— Start Dataset excerpt —

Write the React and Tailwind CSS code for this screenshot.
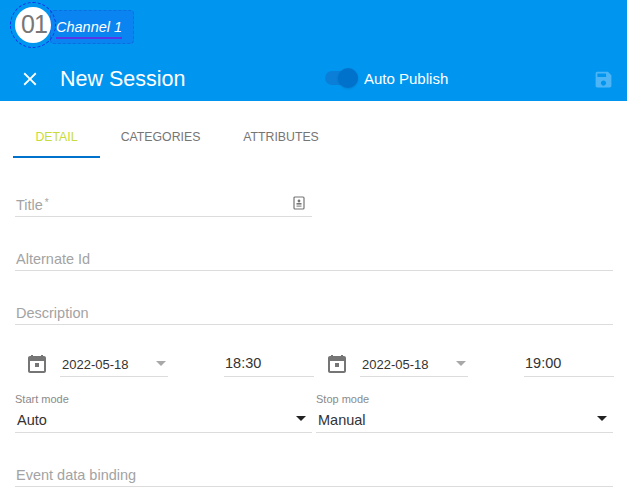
const font = { fontFamily: '"Liberation Sans", Arial, sans-serif' };

function CalendarIcon() {
  return (
    <svg width="24" height="24" viewBox="0 0 24 24" fill="#757575" className="shrink-0">
      <path d="M16 2v1H8V2H6v1H5c-1.1 0-2 .9-2 2v13c0 1.1.9 2 2 2h14c1.1 0 2-.9 2-2V5c0-1.1-.9-2-2-2h-1V2h-2zm3 16H5V8h14v10z" />
      <rect x="10" y="10" width="4" height="4" />
    </svg>
  );
}

function Caret({ color = 'border-t-[#222]' }) {
  return <span className={`block w-0 h-0 border-x-[5px] border-x-transparent border-t-[5px] ${color}`} />;
}

function TextField({ label, required, width = 'w-full', icon }) {
  return (
    <div className={`${width} h-[31px] border-b border-[#dcdcdc] flex items-end justify-between pb-[1px]`}>
      <span className="text-[14.5px] leading-[20px] text-[#a3a3a3] pl-px">
        {label}
        {required && <span className="text-[10px] align-[4px] ml-[2px]">*</span>}
      </span>
      {icon}
    </div>
  );
}

function DateTime({ date, time }) {
  return (
    <div className="flex items-start w-[300px] shrink-0">
      <div className="w-[46px] pl-[11px] pt-[4px] shrink-0">
        <CalendarIcon />
      </div>
      <div className="w-[108px] h-[28px] border-b border-[#dcdcdc] flex items-center justify-between pl-[2px] pr-[1px] pt-[4px] shrink-0">
        <span className="text-[13px] text-[#333]">{date}</span>
        <span className="mr-[1px] mb-[3px]"><Caret color="border-t-[#a8a8a8]" /></span>
      </div>
      <div className="ml-[56px] w-[90px] h-[28px] border-b border-[#dcdcdc] flex items-center pl-[1px] pt-[3px]">
        <span className="text-[14.5px] text-[#333]">{time}</span>
      </div>
    </div>
  );
}

function SelectField({ label, value }) {
  return (
    <div className="w-[297px]">
      <div className="text-[11px] leading-[13px] text-[#8a8a8a]">{label}</div>
      <div className="h-[27px] border-b border-[#dcdcdc] flex items-center justify-between pl-[2px] pr-[6px] pt-[4px]">
        <span className="text-[14.5px] text-[#333]">{value}</span>
        <span className="mb-[5px]"><Caret /></span>
      </div>
    </div>
  );
}

export default function App() {
  return (
    <div style={font} className="w-[627px] h-[502px] overflow-hidden bg-white">
      <div className="h-[101px] bg-[#0096f0] flex flex-col">
        <div className="h-[53px] flex items-start pt-[2px] pl-[10px]">
          <div className="relative z-10 w-[46px] h-[46px] rounded-full border border-dashed border-[#1a2ee6] flex items-center justify-center shrink-0">
            <div className="w-[36px] h-[36px] rounded-full bg-white flex items-center justify-center text-[25px] text-[#777] tracking-[-1px] pl-[2px]">01</div>
          </div>
          <div className="ml-[-6px] mt-[8px] w-[84px] h-[34px] rounded-[4px] border border-dashed border-[#0a6fe0] bg-[#0a84f0] pl-[5px] pt-[8px]">
            <div className="w-[66px] text-[14.5px] leading-[16px] italic text-white border-b-2 border-[#5b35e8] pb-[2px] whitespace-nowrap">Channel 1</div>
          </div>
        </div>
        <div className="flex items-center h-[48px] pt-[4px]">
          <svg width="22" height="22" viewBox="0 0 24 24" fill="white" className="ml-[19px] shrink-0">
            <path d="M19 6.41 17.59 5 12 10.59 6.41 5 5 6.41 10.59 12 5 17.59 6.41 19 12 13.41 17.59 19 19 17.59 13.41 12z" />
          </svg>
          <h1 className="ml-[19px] w-[265px] text-[21.5px] text-white font-normal">New Session</h1>
          <div className="relative w-[33px] h-[14px] mb-[2px] rounded-full bg-[#0b7fd8] shrink-0">
            <span className="absolute right-0 top-[-3px] w-[20px] h-[20px] rounded-full bg-[#0072cc] shadow-sm" />
          </div>
          <span className="ml-[6px] text-[15px] text-white">Auto Publish</span>
          <svg width="21" height="21" viewBox="0 0 24 24" fill="#4db5f5" className="ml-auto mr-[13px] shrink-0">
            <path d="M17 3H5c-1.11 0-2 .9-2 2v14c0 1.1.89 2 2 2h14c1.1 0 2-.9 2-2V7l-4-4zm-5 16c-1.66 0-3-1.34-3-3s1.34-3 3-3 3 1.34 3 3-1.34 3-3 3zm3-10H5V5h10v4z" />
          </svg>
        </div>
      </div>

      <div className="flex h-[57px] pl-[13px] text-[12.3px] font-normal">
        <div className="w-[87px] flex items-center justify-center border-b-2 border-[#0072cc] text-[#c6dc3c] pt-[18px]">DETAIL</div>
        <div className="w-[121px] flex items-center justify-center text-[#757575] pt-[18px] mb-[2px]">CATEGORIES</div>
        <div className="w-[120px] flex items-center justify-center text-[#757575] pt-[18px] mb-[2px]">ATTRIBUTES</div>
      </div>

      <div className="pl-[15px] pr-[14px] pt-[28px]">
        <TextField
          label="Title"
          required
          width="w-[297px]"
          icon={
            <svg width="12" height="14" viewBox="0 0 12 14" fill="none" className="mr-[7px] mb-[5px] shrink-0">
              <rect x="1" y="1" width="10" height="12" rx="1" stroke="#757575" strokeWidth="1.2" />
              <circle cx="6" cy="5" r="1.4" fill="#757575" />
              <rect x="3.5" y="7" width="5" height="1.6" fill="#757575" />
              <rect x="3.5" y="9.6" width="5" height="1" fill="#757575" />
            </svg>
          }
        />
        <div className="mt-[23px]"><TextField label="Alternate Id" /></div>
        <div className="mt-[23px]"><TextField label="Description" /></div>
      </div>

      <div className="flex pt-[24px] pl-[15px] ml-[-1px]">
        <DateTime date="2022-05-18" time="18:30" />
        <DateTime date="2022-05-18" time="19:00" />
      </div>

      <div className="flex pt-[16px] pl-[15px] pr-[14px] gap-[4px]">
        <SelectField label="Start mode" value="Auto" />
        <SelectField label="Stop mode" value="Manual" />
      </div>

      <div className="pl-[15px] pr-[14px] pt-[23px]">
        <TextField label="Event data binding" />
      </div>
    </div>
  );
}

— End Dataset excerpt —

* [What is being asked]
The listing above must be printed again exactly, minus its pictures.

* [Worked solution]
Write the React and Tailwind CSS code for this screenshot.
const font = { fontFamily: '"Liberation Sans", Arial, sans-serif' };

function CalendarIcon() {
  return (
    <svg width="24" height="24" viewBox="0 0 24 24" fill="#757575" className="shrink-0">
      <path d="M16 2v1H8V2H6v1H5c-1.1 0-2 .9-2 2v13c0 1.1.9 2 2 2h14c1.1 0 2-.9 2-2V5c0-1.1-.9-2-2-2h-1V2h-2zm3 16H5V8h14v10z" />
      <rect x="10" y="10" width="4" height="4" />
    </svg>
  );
}

function Caret({ color = 'border-t-[#222]' }) {
  return <span className={`block w-0 h-0 border-x-[5px] border-x-transparent border-t-[5px] ${color}`} />;
}

function TextField({ label, required, width = 'w-full', icon }) {
  return (
    <div className={`${width} h-[31px] border-b border-[#dcdcdc] flex items-end justify-between pb-[1px]`}>
      <span className="text-[14.5px] leading-[20px] text-[#a3a3a3] pl-px">
        {label}
        {required && <span className="text-[10px] align-[4px] ml-[2px]">*</span>}
      </span>
      {icon}
    </div>
  );
}

function DateTime({ date, time }) {
  return (
    <div className="flex items-start w-[300px] shrink-0">
      <div className="w-[46px] pl-[11px] pt-[4px] shrink-0">
        <CalendarIcon />
      </div>
      <div className="w-[108px] h-[28px] border-b border-[#dcdcdc] flex items-center justify-between pl-[2px] pr-[1px] pt-[4px] shrink-0">
        <span className="text-[13px] text-[#333]">{date}</span>
        <span className="mr-[1px] mb-[3px]"><Caret color="border-t-[#a8a8a8]" /></span>
      </div>
      <div className="ml-[56px] w-[90px] h-[28px] border-b border-[#dcdcdc] flex items-center pl-[1px] pt-[3px]">
        <span className="text-[14.5px] text-[#333]">{time}</span>
      </div>
    </div>
  );
}

function SelectField({ label, value }) {
  return (
    <div className="w-[297px]">
      <div className="text-[11px] leading-[13px] text-[#8a8a8a]">{label}</div>
      <div className="h-[27px] border-b border-[#dcdcdc] flex items-center justify-between pl-[2px] pr-[6px] pt-[4px]">
        <span className="text-[14.5px] text-[#333]">{value}</span>
        <span className="mb-[5px]"><Caret /></span>
      </div>
    </div>
  );
}

export default function App() {
  return (
    <div style={font} className="w-[627px] h-[502px] overflow-hidden bg-white">
      <div className="h-[101px] bg-[#0096f0] flex flex-col">
        <div className="h-[53px] flex items-start pt-[2px] pl-[10px]">
          <div className="relative z-10 w-[46px] h-[46px] rounded-full border border-dashed border-[#1a2ee6] flex items-center justify-center shrink-0">
            <div className="w-[36px] h-[36px] rounded-full bg-white flex items-center justify-center text-[25px] text-[#777] tracking-[-1px] pl-[2px]">01</div>
          </div>
          <div className="ml-[-6px] mt-[8px] w-[84px] h-[34px] rounded-[4px] border border-dashed border-[#0a6fe0] bg-[#0a84f0] pl-[5px] pt-[8px]">
            <div className="w-[66px] text-[14.5px] leading-[16px] italic text-white border-b-2 border-[#5b35e8] pb-[2px] whitespace-nowrap">Channel 1</div>
          </div>
        </div>
        <div className="flex items-center h-[48px] pt-[4px]">
          <svg width="22" height="22" viewBox="0 0 24 24" fill="white" className="ml-[19px] shrink-0">
            <path d="M19 6.41 17.59 5 12 10.59 6.41 5 5 6.41 10.59 12 5 17.59 6.41 19 12 13.41 17.59 19 19 17.59 13.41 12z" />
          </svg>
          <h1 className="ml-[19px] w-[265px] text-[21.5px] text-white font-normal">New Session</h1>
          <div className="relative w-[33px] h-[14px] mb-[2px] rounded-full bg-[#0b7fd8] shrink-0">
            <span className="absolute right-0 top-[-3px] w-[20px] h-[20px] rounded-full bg-[#0072cc] shadow-sm" />
          </div>
          <span className="ml-[6px] text-[15px] text-white">Auto Publish</span>
          <svg width="21" height="21" viewBox="0 0 24 24" fill="#4db5f5" className="ml-auto mr-[13px] shrink-0">
            <path d="M17 3H5c-1.11 0-2 .9-2 2v14c0 1.1.89 2 2 2h14c1.1 0 2-.9 2-2V7l-4-4zm-5 16c-1.66 0-3-1.34-3-3s1.34-3 3-3 3 1.34 3 3-1.34 3-3 3zm3-10H5V5h10v4z" />
          </svg>
        </div>
      </div>

      <div className="flex h-[57px] pl-[13px] text-[12.3px] font-normal">
        <div className="w-[87px] flex items-center justify-center border-b-2 border-[#0072cc] text-[#c6dc3c] pt-[18px]">DETAIL</div>
        <div className="w-[121px] flex items-center justify-center text-[#757575] pt-[18px] mb-[2px]">CATEGORIES</div>
        <div className="w-[120px] flex items-center justify-center text-[#757575] pt-[18px] mb-[2px]">ATTRIBUTES</div>
      </div>

      <div className="pl-[15px] pr-[14px] pt-[28px]">
        <TextField
          label="Title"
          required
          width="w-[297px]"
          icon={
            <svg width="12" height="14" viewBox="0 0 12 14" fill="none" className="mr-[7px] mb-[5px] shrink-0">
              <rect x="1" y="1" width="10" height="12" rx="1" stroke="#757575" strokeWidth="1.2" />
              <circle cx="6" cy="5" r="1.4" fill="#757575" />
              <rect x="3.5" y="7" width="5" height="1.6" fill="#757575" />
              <rect x="3.5" y="9.6" width="5" height="1" fill="#757575" />
            </svg>
          }
        />
        <div className="mt-[23px]"><TextField label="Alternate Id" /></div>
        <div className="mt-[23px]"><TextField label="Description" /></div>
      </div>

      <div className="flex pt-[24px] pl-[15px] ml-[-1px]">
        <DateTime date="2022-05-18" time="18:30" />
        <DateTime date="2022-05-18" time="19:00" />
      </div>

      <div className="flex pt-[16px] pl-[15px] pr-[14px] gap-[4px]">
        <SelectField label="Start mode" value="Auto" />
        <SelectField label="Stop mode" value="Manual" />
      </div>

      <div className="pl-[15px] pr-[14px] pt-[23px]">
        <TextField label="Event data binding" />
      </div>
    </div>
  );
}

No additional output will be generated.